Aim of the exercise: Quote all of the data that follows exactly as written, skipping the images.

Information shown:
Start

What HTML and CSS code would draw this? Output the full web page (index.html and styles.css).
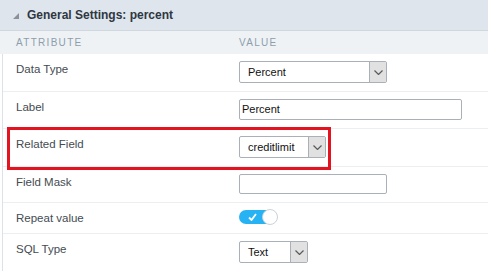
FILE: index.html
```html
<!DOCTYPE html>
<html lang="en">

<head>
  <meta charset="UTF-8" />
  <title>General Settings</title>
  <link rel="stylesheet" href="styles.css">
</head>

<body>
  <div class="panel">
    <div class="panel-title">
      <svg class="caret" width="6" height="6" viewBox="0 0 6 6"><polygon points="6,0 6,6 0,6" /></svg>
      General Settings: percent
    </div>
    <div class="col-head">
      <div>Attribute</div>
      <div>Value</div>
    </div>
    <div class="rows">
      <div class="row">
        <div class="attr">Data Type</div>
        <div class="value">
          <div class="select w-type"><span class="select-text">Percent</span><span class="select-btn"><svg width="9" height="5" viewBox="0 0 9 5"><polyline points="0.5,0.5 4.5,4.5 8.5,0.5" /></svg></span></div>
        </div>
      </div>
      <div class="row">
        <div class="attr">Label</div>
        <div class="value">
          <div class="input w-label">Percent</div>
        </div>
      </div>
      <div class="row">
        <div class="attr">Related Field</div>
        <div class="value">
          <div class="select w-related"><span class="select-text">creditlimit</span><span class="select-btn"><svg width="9" height="5" viewBox="0 0 9 5"><polyline points="0.5,0.5 4.5,4.5 8.5,0.5" /></svg></span></div>
        </div>
      </div>
      <div class="row">
        <div class="attr">Field Mask</div>
        <div class="value">
          <div class="input w-mask"></div>
        </div>
      </div>
      <div class="row">
        <div class="attr">Repeat value</div>
        <div class="value">
          <div class="toggle">
            <svg class="check" width="9" height="8" viewBox="0 0 9 8"><polyline points="1,4.5 3.5,7 8,1" /></svg>
            <span class="knob"></span>
          </div>
        </div>
      </div>
      <div class="row">
        <div class="attr">SQL Type</div>
        <div class="value">
          <div class="select w-sql"><span class="select-text">Text</span><span class="select-btn"><svg width="9" height="5" viewBox="0 0 9 5"><polyline points="0.5,0.5 4.5,4.5 8.5,0.5" /></svg></span></div>
        </div>
      </div>
    </div>
    <div class="highlight"></div>
  </div>
</body>

</html>
```

FILE: styles.css
```css
body {
  margin: 0;
  background-color: #ffffff;
  font-family: "Liberation Sans", Arial, sans-serif;
  color: #444b52;
}

.panel {
  position: relative;
  height: 271px;
  overflow: hidden;
}

.panel-title {
  display: flex;
  align-items: center;
  gap: 8px;
  height: 31px;
  padding-left: 13px;
  background-color: #dfe5ec;
  border-bottom: 1px solid #cfd7df;
  font-size: 12px;
  font-weight: bold;
  color: #2e3742;
  box-sizing: border-box;
  padding-top: 0;
}

.caret {
  fill: #8b9199;
  margin-top: 2px;
}

.col-head {
  display: grid;
  grid-template-columns: 239px 1fr;
  height: 23px;
  align-items: center;
  background-color: #eef2f5;
  font-size: 10px;
  letter-spacing: 1.3px;
  text-transform: uppercase;
  color: #8d9eac;
}

.col-head div:first-child {
  padding-left: 16px;
}

.rows {
  margin-left: 2px;
  border-left: 1px solid #dbe2e8;
}

.row {
  display: grid;
  grid-template-columns: 236px 1fr;
  padding: 7px 0 8px;
  border-bottom: 1px solid #eceff2;
}

.attr {
  padding-left: 13px;
  margin-top: 1px;
  font-size: 11.5px;
  line-height: 14px;
}

.value {
  display: flex;
  align-items: flex-start;
  font-size: 11px;
  color: #111111;
}

.select {
  display: flex;
  height: 22px;
  border: 1px solid #aab0b7;
  border-radius: 2px;
  box-sizing: border-box;
  background-color: #ffffff;
}

.select-text {
  flex: 1;
  padding-left: 8px;
  line-height: 20px;
}

.select-btn {
  display: flex;
  align-items: center;
  justify-content: center;
  width: 16px;
  background-color: #e1e1e1;
  border-left: 1px solid #aab0b7;
}

.select-btn svg {
  fill: none;
  stroke: #5a5a5a;
  stroke-width: 1.2;
}

.w-type {
  width: 148px;
}

.w-related {
  width: 87px;
}

.w-sql {
  width: 69px;
}

.input {
  height: 21px;
  border: 1px solid #aab0b7;
  border-radius: 2px;
  box-sizing: border-box;
  padding-left: 2px;
  line-height: 19px;
}

.w-label {
  width: 223px;
}

.w-mask {
  width: 148px;
  height: 20px;
}

.toggle {
  position: relative;
  width: 38px;
  height: 14px;
  border-radius: 7px;
  background-color: #27b2f3;
}

.check {
  position: absolute;
  left: 9px;
  top: 3px;
  fill: none;
  stroke: #ffffff;
  stroke-width: 1.8;
}

.knob {
  position: absolute;
  right: -1px;
  top: -1px;
  width: 14px;
  height: 14px;
  border-radius: 50%;
  background-color: #ffffff;
  border: 1px solid #c9d3db;
}

.highlight {
  position: absolute;
  left: 7px;
  top: 127px;
  width: 324px;
  height: 43px;
  border: 3px solid #e3141f;
  box-sizing: border-box;
}
```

End

Response:
What HTML and CSS code would draw this? Output the full web page (index.html and styles.css).
FILE: index.html
```html
<!DOCTYPE html>
<html lang="en">

<head>
  <meta charset="UTF-8" />
  <title>General Settings</title>
  <link rel="stylesheet" href="styles.css">
</head>

<body>
  <div class="panel">
    <div class="panel-title">
      <svg class="caret" width="6" height="6" viewBox="0 0 6 6"><polygon points="6,0 6,6 0,6" /></svg>
      General Settings: percent
    </div>
    <div class="col-head">
      <div>Attribute</div>
      <div>Value</div>
    </div>
    <div class="rows">
      <div class="row">
        <div class="attr">Data Type</div>
        <div class="value">
          <div class="select w-type"><span class="select-text">Percent</span><span class="select-btn"><svg width="9" height="5" viewBox="0 0 9 5"><polyline points="0.5,0.5 4.5,4.5 8.5,0.5" /></svg></span></div>
        </div>
      </div>
      <div class="row">
        <div class="attr">Label</div>
        <div class="value">
          <div class="input w-label">Percent</div>
        </div>
      </div>
      <div class="row">
        <div class="attr">Related Field</div>
        <div class="value">
          <div class="select w-related"><span class="select-text">creditlimit</span><span class="select-btn"><svg width="9" height="5" viewBox="0 0 9 5"><polyline points="0.5,0.5 4.5,4.5 8.5,0.5" /></svg></span></div>
        </div>
      </div>
      <div class="row">
        <div class="attr">Field Mask</div>
        <div class="value">
          <div class="input w-mask"></div>
        </div>
      </div>
      <div class="row">
        <div class="attr">Repeat value</div>
        <div class="value">
          <div class="toggle">
            <svg class="check" width="9" height="8" viewBox="0 0 9 8"><polyline points="1,4.5 3.5,7 8,1" /></svg>
            <span class="knob"></span>
          </div>
        </div>
      </div>
      <div class="row">
        <div class="attr">SQL Type</div>
        <div class="value">
          <div class="select w-sql"><span class="select-text">Text</span><span class="select-btn"><svg width="9" height="5" viewBox="0 0 9 5"><polyline points="0.5,0.5 4.5,4.5 8.5,0.5" /></svg></span></div>
        </div>
      </div>
    </div>
    <div class="highlight"></div>
  </div>
</body>

</html>
```

FILE: styles.css
```css
body {
  margin: 0;
  background-color: #ffffff;
  font-family: "Liberation Sans", Arial, sans-serif;
  color: #444b52;
}

.panel {
  position: relative;
  height: 271px;
  overflow: hidden;
}

.panel-title {
  display: flex;
  align-items: center;
  gap: 8px;
  height: 31px;
  padding-left: 13px;
  background-color: #dfe5ec;
  border-bottom: 1px solid #cfd7df;
  font-size: 12px;
  font-weight: bold;
  color: #2e3742;
  box-sizing: border-box;
  padding-top: 0;
}

.caret {
  fill: #8b9199;
  margin-top: 2px;
}

.col-head {
  display: grid;
  grid-template-columns: 239px 1fr;
  height: 23px;
  align-items: center;
  background-color: #eef2f5;
  font-size: 10px;
  letter-spacing: 1.3px;
  text-transform: uppercase;
  color: #8d9eac;
}

.col-head div:first-child {
  padding-left: 16px;
}

.rows {
  margin-left: 2px;
  border-left: 1px solid #dbe2e8;
}

.row {
  display: grid;
  grid-template-columns: 236px 1fr;
  padding: 7px 0 8px;
  border-bottom: 1px solid #eceff2;
}

.attr {
  padding-left: 13px;
  margin-top: 1px;
  font-size: 11.5px;
  line-height: 14px;
}

.value {
  display: flex;
  align-items: flex-start;
  font-size: 11px;
  color: #111111;
}

.select {
  display: flex;
  height: 22px;
  border: 1px solid #aab0b7;
  border-radius: 2px;
  box-sizing: border-box;
  background-color: #ffffff;
}

.select-text {
  flex: 1;
  padding-left: 8px;
  line-height: 20px;
}

.select-btn {
  display: flex;
  align-items: center;
  justify-content: center;
  width: 16px;
  background-color: #e1e1e1;
  border-left: 1px solid #aab0b7;
}

.select-btn svg {
  fill: none;
  stroke: #5a5a5a;
  stroke-width: 1.2;
}

.w-type {
  width: 148px;
}

.w-related {
  width: 87px;
}

.w-sql {
  width: 69px;
}

.input {
  height: 21px;
  border: 1px solid #aab0b7;
  border-radius: 2px;
  box-sizing: border-box;
  padding-left: 2px;
  line-height: 19px;
}

.w-label {
  width: 223px;
}

.w-mask {
  width: 148px;
  height: 20px;
}

.toggle {
  position: relative;
  width: 38px;
  height: 14px;
  border-radius: 7px;
  background-color: #27b2f3;
}

.check {
  position: absolute;
  left: 9px;
  top: 3px;
  fill: none;
  stroke: #ffffff;
  stroke-width: 1.8;
}

.knob {
  position: absolute;
  right: -1px;
  top: -1px;
  width: 14px;
  height: 14px;
  border-radius: 50%;
  background-color: #ffffff;
  border: 1px solid #c9d3db;
}

.highlight {
  position: absolute;
  left: 7px;
  top: 127px;
  width: 324px;
  height: 43px;
  border: 3px solid #e3141f;
  box-sizing: border-box;
}
```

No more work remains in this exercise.